Exercise: Of all the lines in the material, how many contain the word "index"? State the number alone.

BEGIN Records for this task

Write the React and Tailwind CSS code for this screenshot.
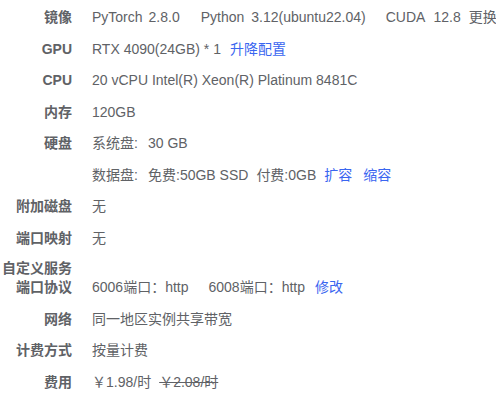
import React from "react";

const Label = ({ children, className = "" }) => (
  <div className={"w-[72px] shrink-0 text-right font-bold " + className}>{children}</div>
);

const Row = ({ label, children, className = "" }) => (
  <div className={"flex gap-5 leading-5 " + className}>
    <Label>{label}</Label>
    <div className="whitespace-nowrap">{children}</div>
  </div>
);

const Link = ({ children, className = "" }) => (
  <span className={"text-[#3a66f0] cursor-pointer " + className}>{children}</span>
);

export default function App() {
  return (
    <div
      className="w-[496px] h-[400px] overflow-hidden bg-white text-[14px] text-[#606266] pt-[7px]"
      style={{ fontFamily: '"Liberation Sans", Arial, "Noto Sans CJK SC", sans-serif' }}
    >
      <div className="flex flex-col gap-[11.5px]">
        <Row label="镜像">
          <span>PyTorch</span>
          <span className="ml-[6px]">2.8.0</span>
          <span className="ml-[21px]">Python</span>
          <span className="ml-[7px]">3.12(ubuntu22.04)</span>
          <span className="ml-[20px]">CUDA</span>
          <span className="ml-[8px]">12.8</span>
          <span className="ml-[8px]">更换</span>
        </Row>
        <Row label="GPU">
          <span>RTX 4090(24GB) * 1</span>
          <Link className="ml-[9px]">升降配置</Link>
        </Row>
        <Row label="CPU">20 vCPU Intel(R) Xeon(R) Platinum 8481C</Row>
        <Row label="内存">120GB</Row>
        <Row label="硬盘">
          <span className="inline-block w-[56px]">系统盘:</span>
          <span>30 GB</span>
        </Row>
        <Row label="">
          <span className="inline-block w-[56px]">数据盘:</span>
          <span>免费:50GB SSD</span>
          <span className="ml-[8px]">付费:0GB</span>
          <Link className="ml-[8px]">扩容</Link>
          <Link className="ml-[11px]">缩容</Link>
        </Row>
        <Row label="附加磁盘">无</Row>
        <Row label="端口映射">无</Row>
        <div className="flex items-end gap-5">
          <Label className="leading-[19px]">
            自定义服务
            <br />
            端口协议
          </Label>
          <div className="whitespace-nowrap leading-5">
            <span>6006端口：http</span>
            <span className="ml-5">6008端口：http</span>
            <Link className="ml-[10px]">修改</Link>
          </div>
        </div>
        <Row label="网络">同一地区实例共享带宽</Row>
        <Row label="计费方式">按量计费</Row>
        <Row label="费用">
          <span>￥1.98/时</span>
          <span className="ml-[8px] line-through">￥2.08/时</span>
        </Row>
      </div>
    </div>
  );
}
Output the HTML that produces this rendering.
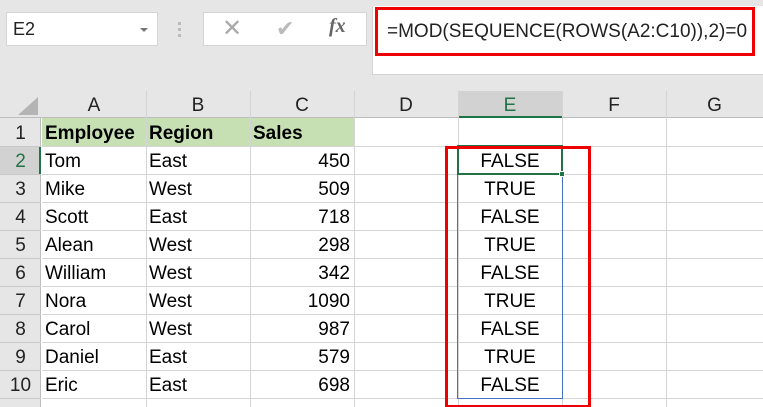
<!DOCTYPE html>
<html><head><meta charset="utf-8"><style>
*{margin:0;padding:0;box-sizing:border-box}
html,body{width:763px;height:407px;overflow:hidden}
body{background:#fff;font-family:"Liberation Sans","Noto Sans CJK SC",sans-serif;position:relative}
.abs{position:absolute}
.cell{position:absolute;height:28px;line-height:32px;font-size:19px;color:#000;white-space:nowrap}
</style></head><body>
<div class="abs" style="left:0;top:0;width:763px;height:91px;background:#e6e6e6"></div>
<div class="abs" style="left:6px;top:12px;width:152px;height:34px;background:#fff;border:1px solid #d4d4d4"></div>
<div class="abs" style="left:13px;top:12px;line-height:34px;font-size:18px;color:#222">E2</div>
<div class="abs" style="left:140px;top:28px;width:0;height:0;border-left:4px solid transparent;border-right:4px solid transparent;border-top:4px solid #777"></div>
<div class="abs" style="left:178px;top:22px;width:3px;height:3px;background:#bbb;box-shadow:0 6px 0 #bbb,0 12px 0 #bbb"></div>
<div class="abs" style="left:203px;top:12px;width:164px;height:34px;background:#fff;border:1px solid #d4d4d4"></div>
<div class="abs" style="left:222px;top:17px;font-size:24px;color:#aaa;line-height:24px">✕</div>
<div class="abs" style="left:276px;top:17px;font-size:22px;color:#bbb;line-height:24px">✔</div>
<div class="abs" style="left:329px;top:15px;font-size:20px;color:#666;font-family:'Liberation Serif',serif;font-style:italic;font-weight:bold">fx</div>
<div class="abs" style="left:372px;top:6px;width:391px;height:69px;background:#fff;border-left:1px solid #d4d4d4;border-bottom:1px solid #d4d4d4"></div>
<div class="abs" style="left:375px;top:7px;width:380px;height:49px;border:3px solid #e00"></div>
<div class="abs" style="left:387px;top:18px;font-size:19px;color:#222;line-height:28px">=MOD(SEQUENCE(ROWS(A2:C10)),2)=0</div>
<div class="abs" style="left:0;top:91px;width:763px;height:27px;background:#e6e6e6;border-bottom:1px solid #bdbdbd"></div>
<div class="abs" style="left:458px;top:91px;width:104px;height:27px;background:#d2d2d2;border-bottom:2px solid #217346"></div>
<div class="abs" style="left:18px;top:97px;width:0;height:0;border-left:20px solid transparent;border-bottom:18px solid #b4b4b4"></div>
<div class="abs" style="left:0;top:118px;width:41px;height:289px;background:#e6e6e6;border-right:1px solid #bdbdbd"></div>
<div class="abs" style="left:0;top:146px;width:41px;height:28px;background:#d2d2d2;border-right:2px solid #217346"></div>
<div class="abs" style="left:42px;top:118px;width:312px;height:28px;background:#c6e0b4"></div>
<div id="g"></div>
<script>
var cols=[42,146,250,354,458,562,666,763],L="ABCDEFG",h="";
for(var i=0;i<7;i++){h+='<div class="cell" style="left:'+cols[i]+'px;top:91px;width:'+(cols[i+1]-cols[i])+'px;height:27px;line-height:30px;text-align:center;font-size:19px;color:'+(i==4?'#217346':'#222')+'">'+L[i]+'</div>';
h+='<div class="abs" style="left:'+(cols[i+1])+'px;top:91px;width:1px;height:316px;background:'+(i<6?'#d4d4d4':'transparent')+'"></div>';}
var d=[["Employee","Region","Sales"],["Tom","East",450],["Mike","West",509],["Scott","East",718],["Alean","West",298],["William","West",342],["Nora","West",1090],["Carol","West",987],["Daniel","East",579],["Eric","East",698]];
for(var r=0;r<11;r++){var t=118+28*r;
h+='<div class="abs" style="left:42px;top:'+(t+28)+'px;width:721px;height:1px;background:#d4d4d4"></div>';
h+='<div class="abs" style="left:0;top:'+(t+28)+'px;width:41px;height:1px;background:#c8c8c8"></div>';
if(r<10){h+='<div class="cell" style="left:0;top:'+t+'px;width:41px;text-align:center;font-size:19px;color:'+(r==1?'#217346':'#222')+'">'+(r+1)+'</div>';
var b=r==0?'font-weight:bold;':'';
h+='<div class="cell" style="'+b+'left:45px;top:'+t+'px">'+d[r][0]+'</div>';
h+='<div class="cell" style="'+b+'left:149px;top:'+t+'px">'+d[r][1]+'</div>';
h+='<div class="cell" style="'+b+(r==0?'left:253px;':'left:250px;width:100px;text-align:right;')+'top:'+t+'px">'+d[r][2]+'</div>';
if(r>0)h+='<div class="cell" style="left:458px;top:'+t+'px;width:104px;text-align:center">'+(r%2?'FALSE':'TRUE')+'</div>';}}
document.getElementById('g').innerHTML=h;
</script>
<div class="abs" style="left:457px;top:146px;width:106px;height:253px;border:1px solid #4472c4"></div>
<div class="abs" style="left:457px;top:145px;width:106px;height:30px;border:2px solid #217346"></div>
<div class="abs" style="left:559px;top:171px;width:6px;height:6px;background:#217346;border:1px solid #fff"></div>
<div class="abs" style="left:445px;top:146px;width:146px;height:262px;border:3px solid #e00"></div>
</body></html>
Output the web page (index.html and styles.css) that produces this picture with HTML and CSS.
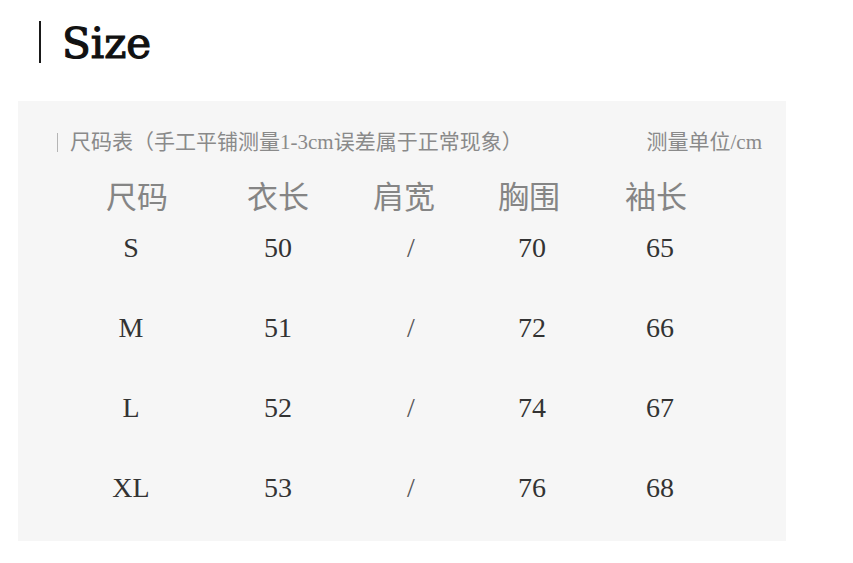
FILE: index.html
```html
<!DOCTYPE html>
<html lang="zh-CN">
<head>
<meta charset="utf-8">
<title>Size</title>
<link rel="stylesheet" href="styles.css">
</head>
<body>
  <header class="title">
    <span class="title-bar"></span>
    <h1 class="title-text">Size</h1>
  </header>
  <section class="panel">
    <div class="note">
      <p class="note-left"><span class="note-bar"></span>尺码表（手工平铺测量1-3cm误差属于正常现象）</p>
      <p class="note-right">测量单位/cm</p>
    </div>
    <div class="table">
      <div class="row head">
        <span class="c1">尺码</span><span class="c2">衣长</span><span class="c3">肩宽</span><span class="c4">胸围</span><span class="c5">袖长</span>
      </div>
      <div class="row data">
        <span class="c1">S</span><span class="c2">50</span><span class="c3">/</span><span class="c4">70</span><span class="c5">65</span>
      </div>
      <div class="row data">
        <span class="c1">M</span><span class="c2">51</span><span class="c3">/</span><span class="c4">72</span><span class="c5">66</span>
      </div>
      <div class="row data">
        <span class="c1">L</span><span class="c2">52</span><span class="c3">/</span><span class="c4">74</span><span class="c5">67</span>
      </div>
      <div class="row data">
        <span class="c1">XL</span><span class="c2">53</span><span class="c3">/</span><span class="c4">76</span><span class="c5">68</span>
      </div>
    </div>
  </section>
</body>
</html>
```

FILE: styles.css
```css
html, body {
  margin: 0;
  padding: 0;
  background: #ffffff;
}

body {
  width: 853px;
  height: 563px;
  overflow: hidden;
  font-family: "Liberation Serif", "Noto Sans CJK SC", serif;
}

.title {
  display: flex;
  align-items: flex-start;
  height: 101px;
  padding-left: 39px;
  box-sizing: border-box;
}

.title-bar {
  width: 2px;
  height: 42px;
  margin-top: 21px;
  background: #1a1a1a;
}

.title-text {
  margin: 0 0 0 21px;
  padding-top: 20px;
  font-family: "DejaVu Serif", serif;
  font-weight: normal;
  font-size: 42px;
  line-height: 48px;
  color: #111;
  -webkit-text-stroke: 1.2px #111;
}

.panel {
  margin-left: 18px;
  width: 768px;
  height: 440px;
  background: #f6f6f6;
  box-sizing: border-box;
  padding-top: 29px;
}

.note {
  display: flex;
  justify-content: space-between;
  align-items: center;
  padding-left: 39px;
  padding-right: 24px;
  height: 24px;
}

.note p {
  margin: 0;
  font-size: 21px;
  line-height: 24px;
  color: #8a8a8a;
  font-family: "Liberation Serif", "Noto Sans CJK SC", serif;
}

.note-left {
  display: flex;
  align-items: center;
}

.note-bar {
  width: 1px;
  height: 19px;
  background: #b5b5b5;
  margin-right: 12px;
}

.table {
  display: flex;
  flex-direction: column;
  gap: 40px;
  margin-top: 24px;
}

.row {
  display: grid;
  grid-template-columns: 150px 132px 120px 130px 124px;
  padding-left: 44px;
  text-align: center;
}

.head {
  font-family: "Noto Sans CJK SC", sans-serif;
  font-size: 31px;
  line-height: 34px;
  color: #858585;
  margin-bottom: -24px;
}

.data {
  font-family: "Liberation Serif", serif;
  font-size: 28px;
  line-height: 40px;
  color: #333333;
}

.data .c1 {
  padding-right: 12px;
}

.data .c3 {
  padding-left: 14px;
  color: #555;
}

.data .c4 {
  padding-left: 6px;
}

.data .c5 {
  padding-left: 8px;
}
```
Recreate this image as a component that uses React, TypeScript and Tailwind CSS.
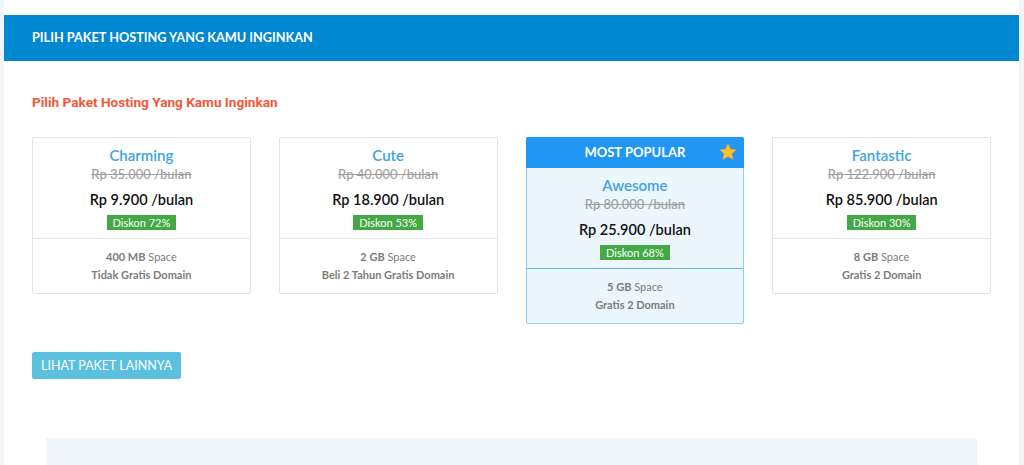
import React from 'react';

type Plan = {
	name: string;
	oldPrice: string;
	price: string;
	discount: string;
	space: string;
	domain: string;
	popular?: boolean;
};

const plans: Plan[] = [
	{ name: 'Charming', oldPrice: 'Rp 35.000 /bulan', price: 'Rp 9.900 /bulan', discount: 'Diskon 72%', space: '400 MB', domain: 'Tidak Gratis Domain' },
	{ name: 'Cute', oldPrice: 'Rp 40.000 /bulan', price: 'Rp 18.900 /bulan', discount: 'Diskon 53%', space: '2 GB', domain: 'Beli 2 Tahun Gratis Domain' },
	{ name: 'Awesome', oldPrice: 'Rp 80.000 /bulan', price: 'Rp 25.900 /bulan', discount: 'Diskon 68%', space: '5 GB', domain: 'Gratis 2 Domain', popular: true },
	{ name: 'Fantastic', oldPrice: 'Rp 122.900 /bulan', price: 'Rp 85.900 /bulan', discount: 'Diskon 30%', space: '8 GB', domain: 'Gratis 2 Domain' },
];

const Star = () => (
	<svg width="20" height="20" viewBox="0 0 24 24" className="absolute right-[6px] top-[5px]">
		<path
			d="M12 2.5l2.9 6.1 6.6.8-4.9 4.6 1.3 6.6L12 17.3l-5.9 3.3 1.3-6.6-4.9-4.6 6.6-.8z"
			fill="#fbc02d"
			stroke="#f9a825"
			strokeWidth="0.8"
			strokeLinejoin="round"
		/>
	</svg>
);

const PlanCard: React.FC<{ plan: Plan }> = ({ plan }) => {
	const border = plan.popular ? 'border-[#90caf9] bg-[#ebf6fd]' : 'border-[#e3e3e3] bg-white';
	return (
		<div className={`self-start rounded-[2px] border text-center ${border}`}>
			{plan.popular && (
				<div className="relative -mx-px -mt-px h-[31px] rounded-t-[2px] bg-[#2196f3] text-[13px] font-bold leading-[31px] text-white">
					MOST POPULAR
					<Star />
				</div>
			)}
			<div className="px-2 pt-[7px] pb-[8px]">
				<div className="text-[15px] font-semibold leading-[20px] text-[#3ea4dc]">{plan.name}</div>
				<div className="text-[13px] font-medium leading-[18px] text-[#a0a0a0] line-through">{plan.oldPrice}</div>
				<div className="mt-[7px] text-[14.5px] font-semibold leading-[20px] text-[#111]">{plan.price}</div>
				<div className="mt-[5px] flex justify-center">
					<span className="bg-[#43a944] px-[6px] text-[11px] leading-[15px] text-white">{plan.discount}</span>
				</div>
			</div>
			<div
				className={`border-t pt-[9px] pb-[9px] text-[11px] leading-[18px] text-[#7c7c7c] ${
					plan.popular ? 'border-[#64b5f6]' : 'border-[#e6e6e6]'
				}`}
			>
				<div>
					<span className="font-bold">{plan.space}</span> Space
				</div>
				<div className="font-bold">{plan.domain}</div>
			</div>
		</div>
	);
};

export default function App() {
	return (
		<div className="h-[465px] overflow-hidden bg-[#f2f5f8] px-[4px] pr-[5px] font-['Lato','Noto_Sans',sans-serif]">
			<div className="h-full bg-white pt-[15px]">
				<div className="flex h-[46px] items-center bg-[#0288d1] px-[28px] text-[12.7px] font-bold text-white">
					PILIH PAKET HOSTING YANG KAMU INGINKAN
				</div>
				<div className="px-[28px]">
					<h2 className="mt-[32px] font-['Roboto',sans-serif] text-[13.6px] font-bold leading-[18px] text-[#f4583a]">
						Pilih Paket Hosting Yang Kamu Inginkan
					</h2>
					<div className="mt-[26px] grid grid-cols-4 gap-[28px]">
						{plans.map((p) => (
							<PlanCard key={p.name} plan={p} />
						))}
					</div>
					<button className="mt-[28px] h-[27px] rounded-[2px] bg-[#5bc0de] px-[9px] text-[12.5px] leading-[27px] text-white">
						LIHAT PAKET LAINNYA
					</button>
				</div>
				<div className="mx-[42px] mt-[59px] h-[40px] w-[931px] bg-[#f1f6fa]" />
			</div>
		</div>
	);
}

END Records for this task

Answer below: 2